◆ SHORT EXERCISE
Pick out all lines in the listing holding the string "that" and copy them.

--*--

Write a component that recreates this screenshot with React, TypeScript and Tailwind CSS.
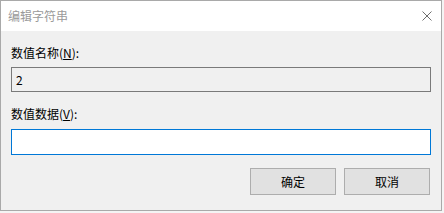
export default function App() {
  return (
    <div className="h-[213px] w-[444px] bg-[#f4f4f4] font-['Noto_Sans_CJK_SC','Liberation_Sans',sans-serif] text-[12px]">
      {/* 窗口 */}
      <div className="flex h-[211px] w-[442px] flex-col border border-[#a9a9a9] bg-[#f0f0f0]">
        {/* 标题栏 */}
        <div className="flex h-[30px] items-center justify-between bg-white pl-[7px] pr-[9px]">
          <span className="leading-[16px] text-[#9a9a9a]">编辑字符串</span>
          <svg width="10" height="10" viewBox="0 0 10 10" className="block">
            <path d="M0.5 0.5 L9.5 9.5 M9.5 0.5 L0.5 9.5" stroke="#6e6e6e" strokeWidth="1" fill="none" />
          </svg>
        </div>

        {/* 内容 */}
        <div className="flex flex-1 flex-col px-[10px] pt-[14px]">
          <label className="block leading-[16px] text-black">
            数值名称(<span className="underline">N</span>):
          </label>
          <div className="mt-[6px] flex h-[25px] items-center border border-[#7a7a7a] bg-[#f0f0f0] pl-[4px] text-black">
            2
          </div>

          <label className="mt-[14px] block leading-[16px] text-black">
            数值数据(<span className="underline">V</span>):
          </label>
          <input
            type="text"
            className="mt-[7px] h-[26px] w-full border border-[#0078d7] bg-white px-[4px] outline-none"
          />

          <div className="mt-[13px] flex justify-end gap-[8px] pr-[1px]">
            <button className="h-[27px] w-[86px] border border-[#adadad] bg-[#e1e1e1] text-black">
              确定
            </button>
            <button className="h-[27px] w-[86px] border border-[#adadad] bg-[#e1e1e1] text-black">
              取消
            </button>
          </div>
        </div>
      </div>
    </div>
  );
}
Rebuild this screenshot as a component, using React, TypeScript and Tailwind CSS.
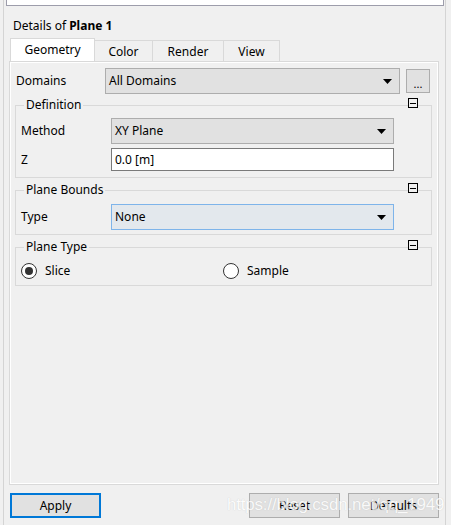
import React from "react";

const font = { fontFamily: '"Noto Sans", "Open Sans", Arial, sans-serif' };

function Arrow() {
  return (
    <svg width="9" height="5" viewBox="0 0 9 5" className="shrink-0">
      <path d="M0 0 H9 L4.5 5 Z" fill="#000" />
    </svg>
  );
}

function Minus() {
  return (
    <span className="absolute right-[13px] top-[-15px] flex h-[10px] w-[10px] items-center justify-center border border-black bg-[#f0f0f0]">
      <span className="h-px w-[6px] bg-black" />
    </span>
  );
}

function Select({ value, focus }: { value: string; focus?: boolean }) {
  return (
    <div
      className={
        "flex h-[26px] items-center justify-between border pl-[3px] pr-[7px] " +
        (focus ? "border-[#7eb4ea] bg-[#e3e8ed]" : "border-[#adadad] bg-[#e1e1e1]")
      }
    >
      <span>{value}</span>
      <Arrow />
    </div>
  );
}

function Group({
  title,
  children,
  className,
}: {
  title: string;
  children: React.ReactNode;
  className?: string;
}) {
  return (
    <fieldset className={"relative border border-[#d9d9d9] " + (className ?? "")}>
      <legend className="ml-[8px] px-[2px] leading-[16px]">{title}</legend>
      <Minus />
      {children}
    </fieldset>
  );
}

function Radio({ checked, label }: { checked?: boolean; label: string }) {
  return (
    <div className="flex items-center gap-[8px]">
      <span className="flex h-[16px] w-[16px] items-center justify-center rounded-full border border-[#333] bg-white">
        {checked && <span className="h-[8px] w-[8px] rounded-full bg-[#333]" />}
      </span>
      <span>{label}</span>
    </div>
  );
}

export default function App() {
  return (
    <div
      style={font}
      className="relative h-[525px] w-[451px] overflow-hidden bg-[#f0f0f0] pl-[3px] pr-[5px] text-[12px] text-black"
    >
      <div className="flex h-full flex-col border-x border-[#d4d4d4]">
        {/* cut-off top box */}
        <div className="ml-[2px] mr-[1px] h-[6px] border-x border-b border-[#9d9dab] bg-white" />

        <div className="mt-[12px] pl-[9px] leading-[16px]">
          Details of <span className="font-bold">Plane 1</span>
        </div>

        {/* tabs */}
        <div className="ml-[6px] mt-[4px] flex h-[24px] items-end">
          <div className="flex h-[24px] w-[85px] items-center justify-center border-x border-t border-[#d9d9d9] bg-white pb-[1px]">
            Geometry
          </div>
          <div className="flex h-[22px] w-[58px] items-center justify-center border-r border-t border-[#d9d9d9]">
            Color
          </div>
          <div className="flex h-[22px] w-[71px] items-center justify-center border-r border-t border-[#d9d9d9]">
            Render
          </div>
          <div className="flex h-[22px] w-[56px] items-center justify-center border-r border-t border-[#d9d9d9]">
            View
          </div>
        </div>

        {/* panel */}
        <div className="ml-[5px] mr-[6px] -mt-px flex h-[424px] flex-col border border-[#d9d9d9] px-[5px] shadow-[inset_1px_1px_0_#fff,inset_-1px_-1px_0_#fff]">
          <div className="mt-[6px] flex items-center">
            <span className="w-[90px] pl-[1px]">Domains</span>
            <div className="w-[295px]">
              <Select value="All Domains" />
            </div>
            <div className="ml-[6px] flex h-[24px] w-[24px] items-end justify-center border border-[#adadad] bg-[#e1e1e1] pb-[3px] text-[11px] leading-[11px]">
              ...
            </div>
          </div>

          <Group title="Definition" className="mt-[3px] mr-[1px] h-[81px]">
            <div className="mt-[5px] flex items-center">
              <span className="w-[95px] pl-[5px]">Method</span>
              <div className="w-[283px]">
                <Select value="XY Plane" />
              </div>
            </div>
            <div className="mt-[4px] flex items-center">
              <span className="w-[95px] pl-[5px]">Z</span>
              <div className="flex h-[23px] w-[283px] items-center border border-[#7a7a7a] bg-white pl-[3px]">
                0.0 [m]
              </div>
            </div>
          </Group>

          <Group title="Plane Bounds" className="mt-[4px] mr-[1px] h-[53px]">
            <div className="mt-[6px] flex items-center">
              <span className="w-[95px] pl-[5px]">Type</span>
              <div className="w-[283px]">
                <Select value="None" focus />
              </div>
            </div>
          </Group>

          <Group title="Plane Type" className="mt-[4px] mr-[1px] h-[47px]">
            <div className="mt-[7px] flex items-center pl-[5px]">
              <div className="w-[202px]">
                <Radio checked label="Slice" />
              </div>
              <Radio label="Sample" />
            </div>
          </Group>
        </div>

        {/* buttons */}
        <div className="ml-[6px] mr-[6px] mt-[8px] flex items-center">
          <div className="flex h-[25px] w-[91px] items-center justify-center border-2 border-[#0078d7] bg-[#e1e1e1]">
            Apply
          </div>
          <div className="ml-auto flex h-[25px] w-[91px] items-center justify-center border border-[#adadad] bg-[#e1e1e1]">
            Reset
          </div>
          <div className="ml-[8px] flex h-[25px] w-[91px] items-center justify-center border border-[#adadad] bg-[#e1e1e1]">
            Defaults
          </div>
        </div>
      </div>

      {/* watermark */}
      <div
        className="pointer-events-none absolute left-[227px] top-[495px] whitespace-nowrap text-[17px] leading-[20px] text-white opacity-80"
        style={{
          fontFamily: '"Liberation Sans", Arial, sans-serif',
          letterSpacing: "-0.2px",
          textShadow: "0 0 1px rgba(160,160,160,0.6)",
        }}
      >
        https://blog.csdn.net/qq_1949
      </div>
    </div>
  );
}
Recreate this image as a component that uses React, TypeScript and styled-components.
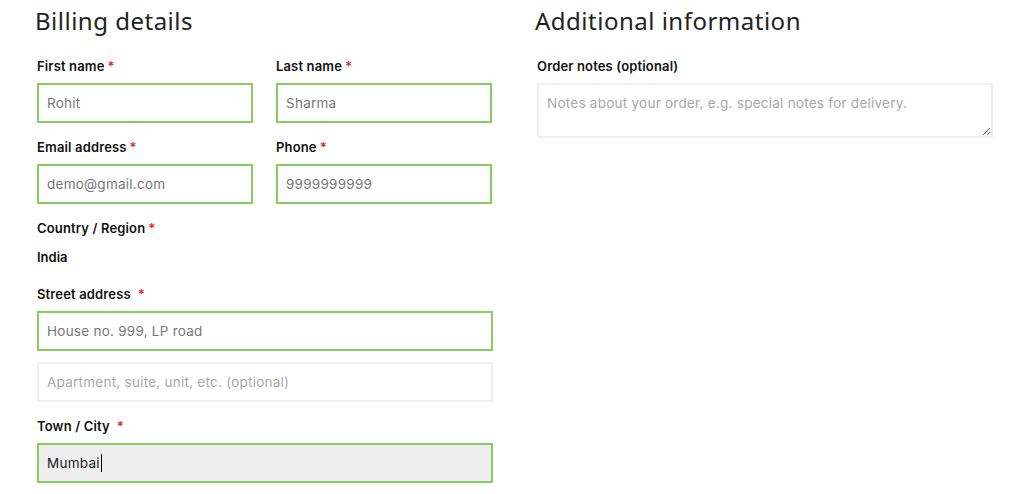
import React from "react";
import styled, { createGlobalStyle } from "styled-components";

const GlobalStyle = createGlobalStyle`
  body {
    margin: 0;
    background: #ffffff;
    font-family: Inter, "Noto Sans", sans-serif;
  }
`;

const Page = styled.div`
  display: grid;
  grid-template-columns: 456px 456px;
  column-gap: 44px;
  padding: 6px 0 0 37px;
`;

const Column = styled.section`
  display: flex;
  flex-direction: column;
`;

const Heading = styled.h3`
  margin: 0 0 20px -2px;
  font-family: "Noto Sans", sans-serif;
  font-size: 24px;
  font-weight: 400;
  letter-spacing: 0.5px;
  line-height: 30px;
  color: #222;
`;

const Fields = styled.div`
  display: flex;
  flex-direction: column;
  gap: 14px;
`;

const Row = styled.div`
  display: grid;
  grid-template-columns: 216px 216px;
  column-gap: 23px;
`;

const Field = styled.div`
  display: flex;
  flex-direction: column;
`;

const Label = styled.label`
  font-size: 13px;
  font-weight: 600;
  letter-spacing: 0.15px;
  line-height: 20px;
  color: #111;
  margin-bottom: 7px;
`;

const Star = styled.span<{ $wide?: boolean }>`
  color: #e2231a;
  margin-left: ${(p) => (p.$wide ? "7px" : "3px")};
`;

const Value = styled.div`
  font-size: 13px;
  font-weight: 600;
  line-height: 20px;
  color: #111;
  margin: 2px 0 3px;
`;

const Input = styled.input<{ $valid?: boolean }>`
  box-sizing: border-box;
  width: 100%;
  height: 40px;
  padding: 0 8px;
  border: 2px solid ${(p) => (p.$valid ? "#86cf5c" : "#efefef")};
  background: #ffffff;
  font-family: inherit;
  font-size: 13.5px;
  letter-spacing: 0.25px;
  color: #777;
  outline: none;
  &::placeholder {
    color: #a8a8a8;
  }
`;

/* the focused field, drawn with its caret */
const ActiveField = styled.div`
  box-sizing: border-box;
  display: flex;
  align-items: center;
  height: 40px;
  padding: 0 8px;
  border: 2px solid #86cf5c;
  background: #eeeeee;
  font-size: 13.5px;
  letter-spacing: 0.25px;
  color: #222;
`;

const Caret = styled.span`
  display: inline-block;
  width: 1px;
  height: 18px;
  margin-left: 1px;
  background: #000;
`;

const Notes = styled.textarea`
  box-sizing: border-box;
  width: 100%;
  height: 55px;
  padding: 10px 8px;
  border: 2px solid #efefef;
  font-family: inherit;
  font-size: 13.5px;
  letter-spacing: 0.25px;
  resize: vertical;
  outline: none;
  &::placeholder {
    color: #a8a8a8;
  }
`;

const Stack = styled.div`
  display: flex;
  flex-direction: column;
  gap: 11px;
`;

const Req = ({ wide }: { wide?: boolean }) => <Star $wide={wide}>*</Star>;

export default function App() {
  return (
    <>
      <GlobalStyle />
      <Page>
        <Column>
          <Heading>Billing details</Heading>
          <Fields>
            <Row>
              <Field>
                <Label>
                  First name<Req />
                </Label>
                <Input $valid defaultValue="Rohit" />
              </Field>
              <Field>
                <Label>
                  Last name<Req />
                </Label>
                <Input $valid defaultValue="Sharma" />
              </Field>
            </Row>
            <Row>
              <Field>
                <Label>
                  Email address<Req />
                </Label>
                <Input $valid defaultValue="demo@gmail.com" />
              </Field>
              <Field>
                <Label>
                  Phone<Req />
                </Label>
                <Input $valid defaultValue="9999999999" />
              </Field>
            </Row>
            <Field>
              <Label>
                Country / Region<Req />
              </Label>
              <Value>India</Value>
            </Field>
            <Field>
              <Label>
                Street address<Req wide />
              </Label>
              <Stack>
                <Input $valid defaultValue="House no. 999, LP road" />
                <Input placeholder="Apartment, suite, unit, etc. (optional)" />
              </Stack>
            </Field>
            <Field>
              <Label>
                Town / City<Req wide />
              </Label>
              <ActiveField>
                Mumbai
                <Caret />
              </ActiveField>
            </Field>
          </Fields>
        </Column>
        <Column>
          <Heading>Additional information</Heading>
          <Field>
            <Label>Order notes (optional)</Label>
            <Notes placeholder="Notes about your order, e.g. special notes for delivery." />
          </Field>
        </Column>
      </Page>
    </>
  );
}
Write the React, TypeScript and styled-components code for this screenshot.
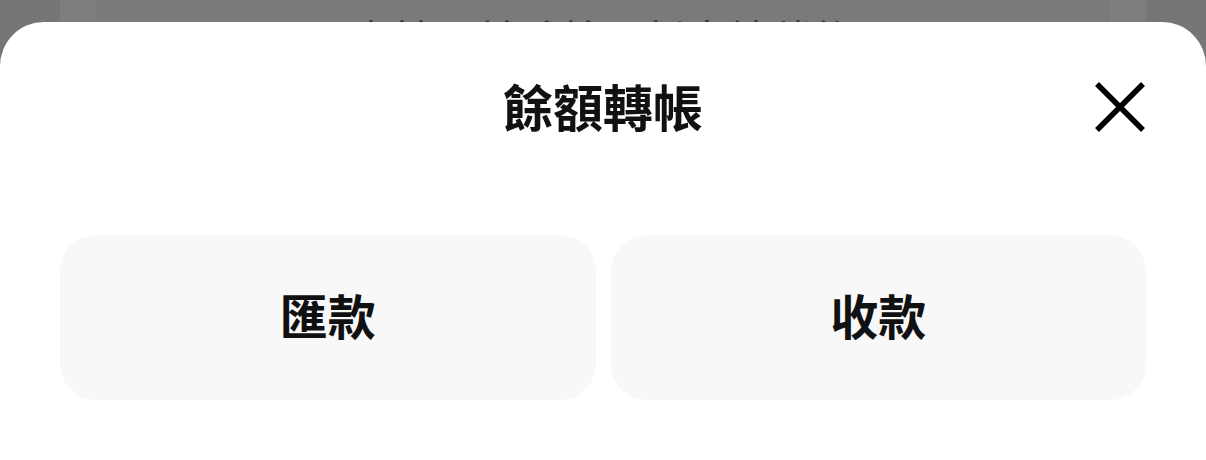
import React from 'react';
import styled, { createGlobalStyle } from 'styled-components';

const GlobalStyle = createGlobalStyle`
    html, body {
        margin: 0;
        padding: 0;
        height: 100%;
        overflow: hidden;
        background: #777777;
        font-family: "Noto Sans CJK TC", "Noto Sans", sans-serif;
    }
`;

const Page = styled.div`
    height: 100vh;
    display: flex;
    justify-content: center;
    padding: 0 60px;
    background: #767676;
`;

const PageCard = styled.div`
    flex: 1;
    background: #7e7e7e;
    padding: 0 36px;
    display: flex;
`;

const PageInner = styled.div`
    flex: 1;
    background: #7a7a7a;
    padding-top: 13px;
    text-align: center;
`;

const PageText = styled.div`
    font-size: 40px;
    line-height: 1.2;
    color: #333333;
    letter-spacing: 2px;
`;

const Sheet = styled.div`
    position: fixed;
    top: 22px;
    left: 0;
    right: 0;
    bottom: -40px;
    background: #ffffff;
    border-radius: 44px 44px 0 0;
    padding: 37px 60px 0;
`;

const Header = styled.div`
    display: grid;
    grid-template-columns: 52px 1fr 52px;
    align-items: center;
    height: 96px;
`;

const Title = styled.h1`
    margin: 0 0 4px;
    grid-column: 2;
    text-align: center;
    font-size: 50px;
    font-weight: 700;
    color: #111111;
`;

const CloseButton = styled.button`
    grid-column: 3;
    width: 52px;
    height: 52px;
    padding: 0;
    border: none;
    background: none;
    display: flex;
    align-items: center;
    justify-content: center;
    cursor: pointer;
`;

const Actions = styled.div`
    display: grid;
    grid-template-columns: 1fr 1fr;
    gap: 15px;
    margin-top: 80px;
`;

const ActionButton = styled.button`
    height: 165px;
    border: none;
    border-radius: 36px;
    background: #f8f8f8;
    padding: 0 0 8px;
    font-family: "Noto Sans CJK TC", "Noto Sans", sans-serif;
    font-size: 48px;
    font-weight: 700;
    color: #111111;
    cursor: pointer;
`;

const CloseIcon = () => (
    <svg width="52" height="52" viewBox="0 0 52 52">
        <path d="M3 3 L49 49 M49 3 L3 49" stroke="#000" strokeWidth="5.5" fill="none" />
    </svg>
);

export default function App() {
    return (
        <>
            <GlobalStyle />
            <Page>
                <PageCard>
                    <PageInner>
                        <PageText>由於目前系統更新中請稍後</PageText>
                    </PageInner>
                </PageCard>
            </Page>
            <Sheet>
                <Header>
                    <Title>餘額轉帳</Title>
                    <CloseButton aria-label="關閉">
                        <CloseIcon />
                    </CloseButton>
                </Header>
                <Actions>
                    <ActionButton>匯款</ActionButton>
                    <ActionButton>收款</ActionButton>
                </Actions>
            </Sheet>
        </>
    );
}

--*--

◆ PROBLEM SOLUTION
Write a component that recreates this screenshot with React, TypeScript and Tailwind CSS.
Recreate this image as a component that uses React, TypeScript and styled-components.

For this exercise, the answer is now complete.